Jelena Milivojčević

Personal information
- Nationality: Serbian
- Born: 2 September 1990 (age 35)
- Height: 167 cm (5 ft 6 in)
- Weight: 54 kg (119 lb)

Sport
- Country: Serbia
- Sport: Karate
- Weight class: 50 kg
- Event: Kumite

Medal record
Women's karate
Representing Serbia
Mediterranean Games
| Gold medal – first place | 2018 Tarragona | Kumite 50 kg |
European Championships
| Bronze medal – third place | 2016 Montpellier | Kumite 50 kg |
| Bronze medal – third place | 2019 Guadalajara | Kumite 50 kg |

= Jelena Milivojčević =

Serbian karateka (born 1990)

Jelena Milivojčević (Јелена Миливојчевић; born 2 September 1990) is a Serbian karateka. She is a gold medalist at the Mediterranean Games and a two-time bronze medalist at the European Karate Championships.

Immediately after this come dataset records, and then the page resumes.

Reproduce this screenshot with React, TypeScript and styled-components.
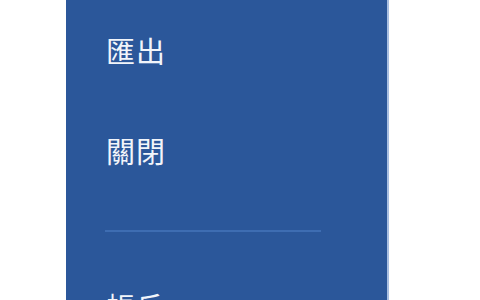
import React from "react";
import styled, { createGlobalStyle } from "styled-components";

const GlobalStyle = createGlobalStyle`
  html, body {
    margin: 0;
    padding: 0;
    background: #ffffff;
  }
`;

const menuItems = ["匯出", "關閉"];

const App = () => {
  return (
    <>
      <GlobalStyle />
      <PageContainer>
        <BackstagePanel>
          {menuItems.map((label) => (
            <MenuItem key={label}>{label}</MenuItem>
          ))}
          <Divider />
          <MenuItem>帳戶</MenuItem>
          <MenuItem>選項</MenuItem>
        </BackstagePanel>
      </PageContainer>
    </>
  );
};

const PageContainer = styled.div`
  width: 480px;
  height: 300px;
  overflow: hidden;
  background: #ffffff;
`;

const BackstagePanel = styled.nav`
  margin-left: 66px;
  width: 323px;
  height: 300px;
  box-sizing: border-box;
  background: #2b579a;
  border-right: 2px solid #a9bfe2;
  display: flex;
  flex-direction: column;
  overflow: hidden;
`;

const MenuItem = styled.div`
  flex: 0 0 100px;
  height: 100px;
  display: flex;
  align-items: center;
  padding-left: 40px;
  color: #f2f5fa;
  font-family: "Noto Sans CJK TC", "Noto Sans", sans-serif;
  font-size: 29px;
  font-weight: 400;
  letter-spacing: 1px;
`;

const Divider = styled.div`
  flex: 0 0 2px;
  width: 216px;
  margin: 30px 0 24px 39px;
  background: #3e6db2;
`;

export default App;
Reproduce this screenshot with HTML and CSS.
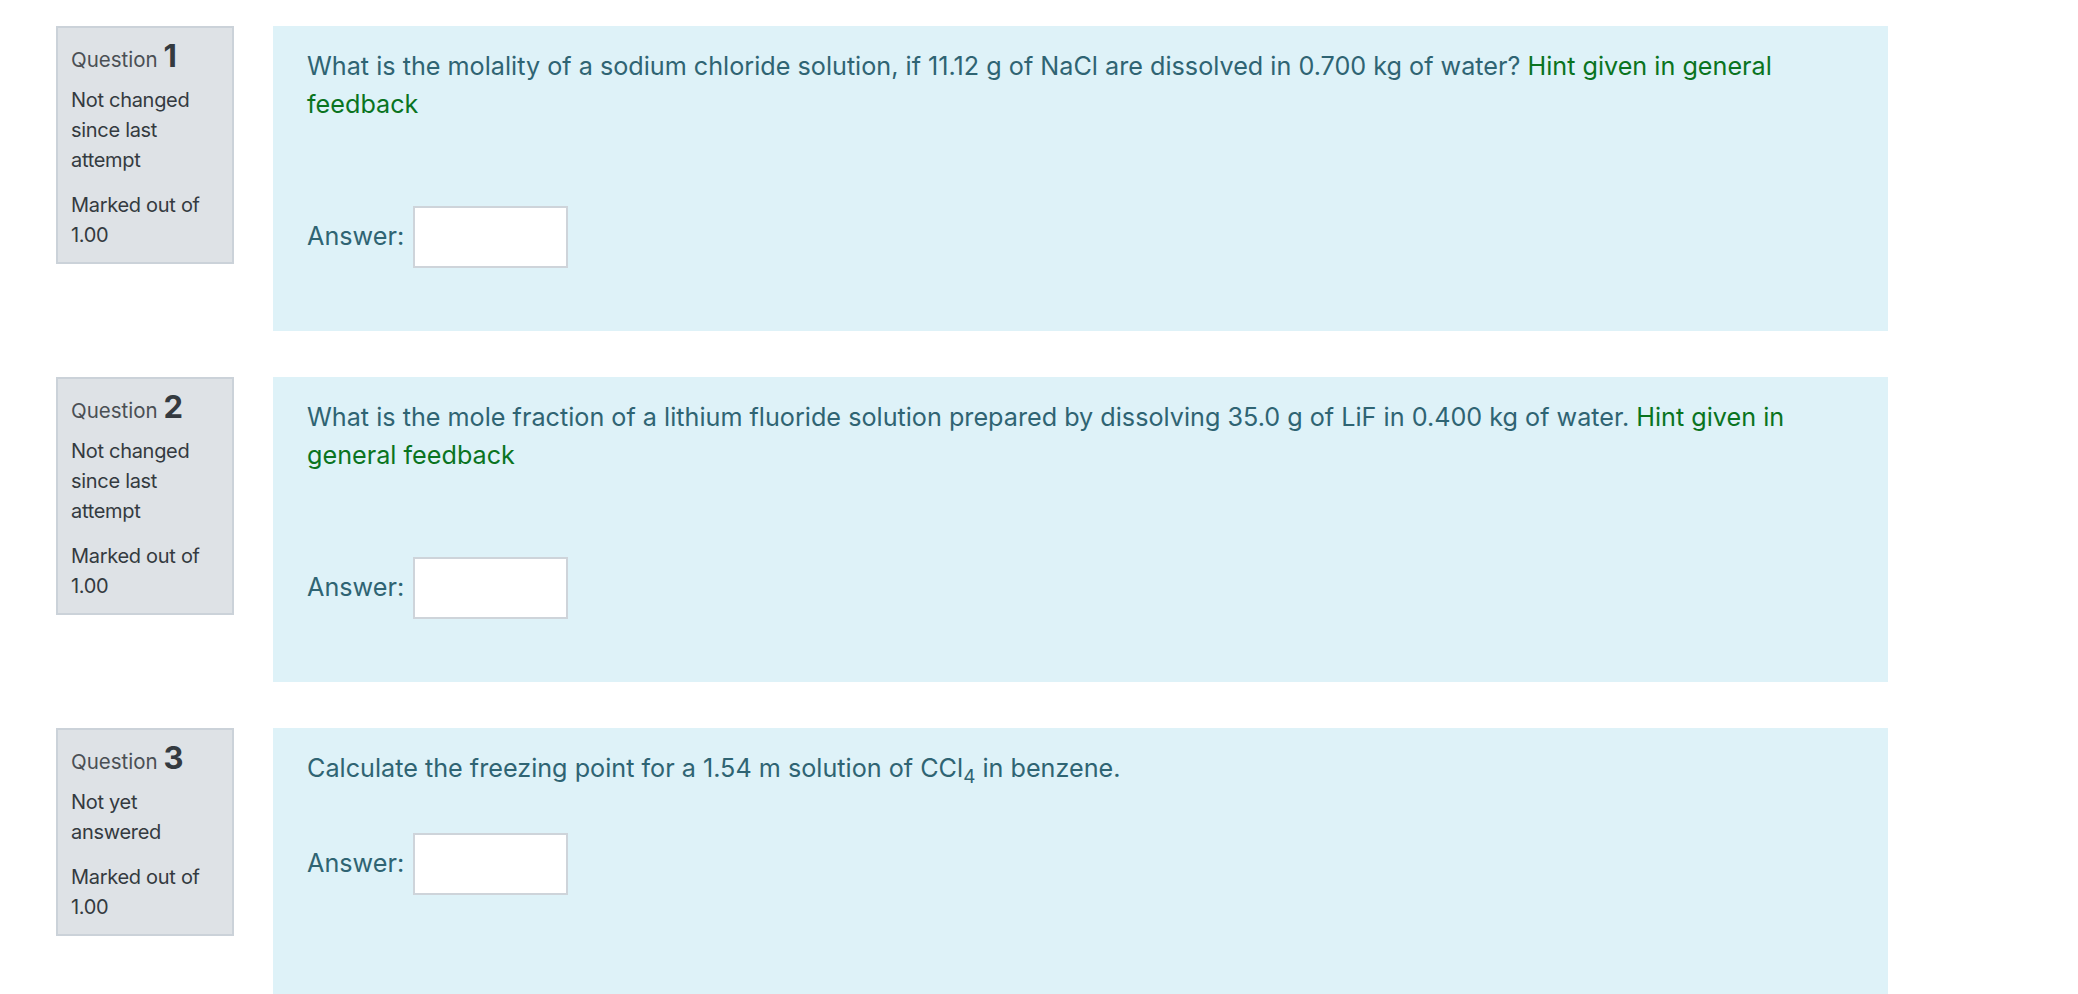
FILE: index.html
```html
<!DOCTYPE html>
<html lang="en">
<head>
  <meta charset="UTF-8" />
  <title>Quiz attempt</title>
  <link rel="stylesheet" href="styles.css">
</head>
<body>
  <div class="quiz">

    <div class="que">
      <div class="info">
        <h3 class="no">Question <span class="qno">1</span></h3>
        <div class="state">Not changed since last attempt</div>
        <div class="grade">Marked out of 1.00</div>
      </div>
      <div class="content">
        <div class="qtext">
          <p>What is the molality of a sodium chloride solution, if 11.12 g of NaCl are dissolved in 0.700 kg of water? <span class="hint">Hint given in general feedback</span></p>
          <p><br></p>
        </div>
        <div class="ablock">
          <label for="q1">Answer:</label>
          <input type="text" id="q1" class="answer">
        </div>
      </div>
    </div>

    <div class="que">
      <div class="info">
        <h3 class="no">Question <span class="qno">2</span></h3>
        <div class="state">Not changed since last attempt</div>
        <div class="grade">Marked out of 1.00</div>
      </div>
      <div class="content">
        <div class="qtext">
          <p>What is the mole fraction of a lithium fluoride solution prepared by dissolving 35.0 g of LiF in 0.400 kg of water. <span class="hint">Hint given in general feedback</span></p>
          <p><br></p>
        </div>
        <div class="ablock">
          <label for="q2">Answer:</label>
          <input type="text" id="q2" class="answer">
        </div>
      </div>
    </div>

    <div class="que">
      <div class="info">
        <h3 class="no">Question <span class="qno">3</span></h3>
        <div class="state">Not yet answered</div>
        <div class="grade">Marked out of 1.00</div>
      </div>
      <div class="content">
        <div class="qtext">
          <p>Calculate the freezing point for a 1.54 m solution of CCl<sub>4</sub> in benzene.</p>
        </div>
        <div class="ablock">
          <label for="q3">Answer:</label>
          <input type="text" id="q3" class="answer">
        </div>
      </div>
    </div>

  </div>
</body>
</html>
```

FILE: styles.css
```css
body {
  margin: 0;
  background: #fff;
  font-family: Inter, "Noto Sans", sans-serif;
  color: #343a40;
}
.quiz {
  padding: 26px 0 0 56px;
}
.que {
  display: flex;
  align-items: flex-start;
  gap: 39px;
  margin-bottom: 46px;
}
.info {
  box-sizing: border-box;
  width: 178px;
  flex-shrink: 0;
  padding: 12px 13px;
  background: #dee2e6;
  border: 2px solid #cbd2d9;
  font-size: 20px;
  letter-spacing: -0.3px;
  line-height: 30px;
}
.no {
  margin: 0 0 5px;
  font-size: 20.5px;
  font-weight: normal;
  letter-spacing: 0;
  line-height: 40px;
  color: #4a4f54;
}
.qno {
  font-size: 31px;
  font-weight: bold;
  line-height: 1;
  color: #343a40;
}
.grade {
  margin-top: 15px;
}
.content {
  box-sizing: border-box;
  width: 1615px;
  min-height: 305px;
  padding: 22px 34px 63px;
  background: #def2f8;
  color: #2f6473;
  font-size: 25.2px;
  line-height: 37.5px;
}
.qtext {
  margin-bottom: 45px;
}
.qtext p {
  margin: 0;
}
.qtext sub {
  font-size: 0.75em;
  line-height: 0;
}
.hint {
  color: #0a741f;
}
.ablock {
  display: flex;
  align-items: center;
  gap: 9px;
}
.answer {
  box-sizing: border-box;
  width: 155px;
  height: 62px;
  border: 2px solid #ced4da;
  background: #fff;
  font: inherit;
  padding: 0 10px;
}
```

In 2018, Milivojčević won the gold medal in the women's kumite 50 kg event at the Mediterranean Games held in Tarragona, Spain. In 2019, she won one of the bronze medals in the women's kumite 50 kg event at the European Karate Championships held in Guadalajara, Spain.

In 2021, Milivojčević competed at the World Olympic Qualification Tournament held in Paris, France hoping to qualify for the 2020 Summer Olympics in Tokyo, Japan.